Maybe it's the peppermint oil. That’s a common culprit for a tingle, but for me, it seems to cross the line into full-blown heat. Or perhaps it’s the beeswax itself, working some sort of magical, albeit fiery, spell on my delicate lip skin. I’ve even wondered if it’s the essential oils. They smell lovely, they promise all sorts of benefits, but maybe my lips just aren’t built for that level of natural intensity.
I’ve experimented. I’ve tried different flavors of Burt’s Bees. Maybe the Pomegranate would be gentler? Nope. Still a whisper of that familiar warmth. The Mango flavor? Equally uncooperative. It seems to be a universal, or at least a broadly applicable, phenomenon for my particular lip situation. It’s a shame, really. Because I want to love it. I want to be part of the happy majority, slathering on the Burt’s Bees and feeling utterly blissful.

But alas, my lips have other ideas. They’re like tiny, rebellious divas. They want something a little more… placid. They prefer the gentle embrace of a plain old petroleum jelly, or a balm that doesn't feel like it's trying to conduct an impromptu spa treatment on my face. So, if you’re like me, if you’ve ever applied Burt’s Bees and thought, "Huh, that's… warm," you’re not alone. You’re part of a silent, but vocal (in our own heads), community. We might not be able to sing the praises of the iconic yellow tube, but we can certainly share a knowing, slightly tingly, smile. And that, my friends, is a kind of solidarity all its own.

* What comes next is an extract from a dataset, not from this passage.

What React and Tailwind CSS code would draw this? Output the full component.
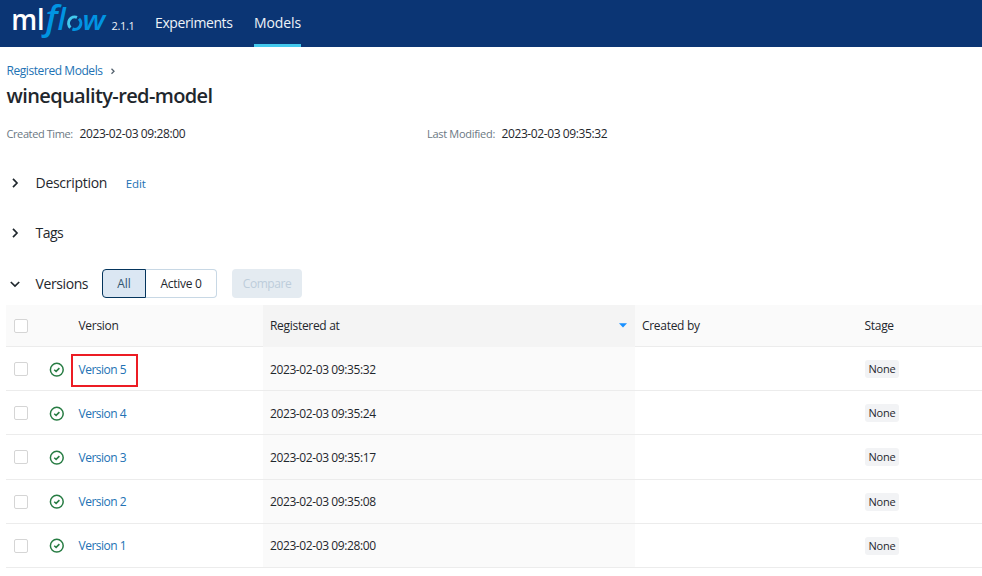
import React from "react";

const versions = [
  { id: 5, registered: "2023-02-03 09:35:32", marked: true },
  { id: 4, registered: "2023-02-03 09:35:24" },
  { id: 3, registered: "2023-02-03 09:35:17" },
  { id: 2, registered: "2023-02-03 09:35:08" },
  { id: 1, registered: "2023-02-03 09:28:00" },
];

const Logo = () => (
  <svg width="96" height="40" viewBox="0 0 96 40" className="shrink-0 overflow-visible" aria-label="mlflow">
    <g fontFamily='"Open Sans", sans-serif'>
      <text transform="translate(-1.8 30)" fontSize="28" fontWeight="600" fill="#fff" textLength="33.5" lengthAdjust="spacingAndGlyphs">ml</text>
      <g fill="#0194e2" fontStyle="italic" fontWeight="600">
        <text transform="translate(32.5 30) scale(1.06 1)" fontSize="33.5">f</text>
        <text transform="translate(44.5 30)" fontSize="30">l</text>
        <text transform="translate(69.5 30) scale(1.14 1)" fontSize="26.5">w</text>
      </g>
    </g>
    <path d="M57.4 27.6A6.2 6.2 0 0 1 64 17.4" fill="none" stroke="#43c9ed" strokeWidth="3" />
    <path d="M66 18.8A6.2 6.2 0 0 1 59.4 29" fill="none" stroke="#0194e2" strokeWidth="3" />
  </svg>
);

const Chevron = ({ open }) => (
  <svg width="10" height="10" viewBox="0 0 10 10" fill="none" stroke="#1f272d" strokeWidth="1.7" className="shrink-0">
    {open ? <path d="M0.8 3 5 7 9.2 3" /> : <path d="M3 0.8 7 5 3 9.2" />}
  </svg>
);

const CheckIcon = () => (
  <svg width="15" height="15" viewBox="0 0 15 15" fill="none" stroke="#277c43" strokeWidth="1.5">
    <circle cx="7.8" cy="7.7" r="6.4" />
    <path d="M5.2 7.8 7.1 9.4 10.4 6.1" />
  </svg>
);

const Checkbox = () => <span className="block size-[14px] rounded-[2px] border border-[#d5d5d5] bg-white" />;

const Section = ({ title, open, tracking, children }) => (
  <div className="flex h-[29px] items-center">
    <div className="flex w-[29.5px] pl-1">
      <Chevron open={open} />
    </div>
    <h2 className={`text-[14px] ${tracking}`}>{title}</h2>
    {children}
  </div>
);

const columns = "grid grid-cols-[43px_22px_192px_372px_222px_1fr] border-b border-[#ececec]";

const App = () => {
  return (
    <div className="h-[576px] w-full overflow-hidden bg-white font-['Open_Sans',sans-serif] text-[12px] text-[#1f272d]">
      <header className="flex h-[47px] bg-[#0b3574] text-[#eef3f8]">
        <div className="flex w-[155px] pl-[13px]">
          <Logo />
          <span className="pt-[18px] pl-[2.5px] text-[11px] leading-4 tracking-[-0.35px]">2.1.1</span>
        </div>
        <nav className="flex text-[14px] leading-[46px]">
          <a className="w-[99px] tracking-[-0.4px]">Experiments</a>
          <a className="w-[47px] border-b-[3px] border-[#43c9ed] tracking-[-0.1px] whitespace-nowrap">Models</a>
        </nav>
      </header>

      <main className="pl-[6px]">
        <div className="mt-[15px] flex h-[18px] items-center gap-[6px] pl-[0.5px] text-[#2272b4]">
          <a className="tracking-[-0.43px]">Registered Models</a>
          <svg width="8" height="8" viewBox="0 0 8 8" fill="none" stroke="#53616d" strokeWidth="1.3">
            <path d="M2.5 1.7 5 4.2 2.5 6.7" />
          </svg>
        </div>
        <h1 className="h-[32px] pl-[0.5px] text-[20px] leading-[32px] font-semibold tracking-[-0.62px]">winequality-red-model</h1>

        <div className="mt-[12px] flex h-[20px] items-center pl-[0.5px]">
          <div className="flex w-[420.5px] items-center">
            <span className="w-[73px] text-[11px] tracking-[-0.4px] text-[#6b7883]">Created Time:</span>
            <span className="tracking-[-0.4px]">2023-02-03 09:28:00</span>
          </div>
          <span className="w-[74.5px] text-[11px] tracking-[-0.3px] text-[#6b7883]">Last Modified:</span>
          <span className="tracking-[-0.4px]">2023-02-03 09:35:32</span>
        </div>

        <div className="mt-6">
          <Section title="Description" tracking="tracking-[-0.28px]">
            <a className="ml-[18.5px] pt-[2px] text-[11.5px] tracking-[-0.1px] text-[#2272b4]">Edit</a>
          </Section>
        </div>
        <div className="mt-[21px]">
          <Section title="Tags" tracking="tracking-[-0.5px]" />
        </div>
        <div className="mt-[22px]">
          <Section title="Versions" open tracking="tracking-[-0.4px]">
            <div className="ml-auto flex h-[29px] w-[880px] text-center">
              <button className="w-[44px] rounded-l-[4px] border border-[#04355d] bg-[#dbe7f3] text-[#33566f]">All</button>
              <button className="w-[71px] rounded-r-[4px] border border-l-0 border-[#c8d8e5] tracking-[-0.3px]">Active 0</button>
              <button className="ml-[15px] w-[70px] rounded-[4px] bg-[#e4ebf1] tracking-[-0.45px] text-[#bdcddb]">Compare</button>
            </div>
          </Section>
        </div>

        <div className="mt-[7px]">
          <div className={`${columns} h-[42px] items-stretch bg-[#fafafa] leading-[42px] font-medium tracking-[-0.3px]`}>
            <div className="flex items-center pl-2"><Checkbox /></div>
            <div />
            <div className="pl-[7.5px]">Version</div>
            <div className="flex items-center justify-between bg-[#f4f4f4] pr-2 pl-[7px]">
              Registered at
              <svg width="8" height="5" viewBox="0 0 8 5" className="-mt-[2px]">
                <path d="M0 .3h8L4 4.6Z" fill="#1890ff" />
              </svg>
            </div>
            <div className="pl-[7px]">Created by</div>
            <div className="pl-[7.5px]">Stage</div>
          </div>

          {versions.map((v) => (
            <div key={v.id} className={`${columns} h-[44.2px]`}>
              <div className="flex items-center pt-px pl-2"><Checkbox /></div>
              <div className="flex items-center pt-px"><CheckIcon /></div>
              <div className="flex items-center">
                {v.marked ? (
                  <a className="mt-[3px] flex h-[33px] w-[67px] items-center border-2 border-[#ec1c24] pb-px pl-[5.5px] tracking-[-0.5px] whitespace-nowrap text-[#2272b4]">Version {v.id}</a>
                ) : (
                  <a className="pt-[2px] pl-[7.5px] tracking-[-0.5px] text-[#2272b4]">Version {v.id}</a>
                )}
              </div>
              <div className="flex items-center bg-[#fafafa] pt-[2px] pl-[7px] tracking-[-0.4px]">{v.registered}</div>
              <div />
              <div className="flex items-center pl-2">
                <span className="mt-px h-[18px] w-[34px] rounded-[3px] bg-[#f2f3f5] text-center text-[11px] leading-[17px] tracking-[-0.2px]">None</span>
              </div>
            </div>
          ))}
        </div>
      </main>
    </div>
  );
};

export default App;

So, the next time you see someone politely decline a Burt’s Bees, or wince subtly after an application, remember us. We’re out there. We’re the ones with the lips that say, "We tried, Burt. We really did. But our lips prefer a cooler, less adventurous path." It’s not a judgment on the balm, it’s just a matter of… lip compatibility. And that's okay. We’ll keep searching for our perfect, non-burning, lip-loving sanctuary. Until then, pass the plain Vaseline, please.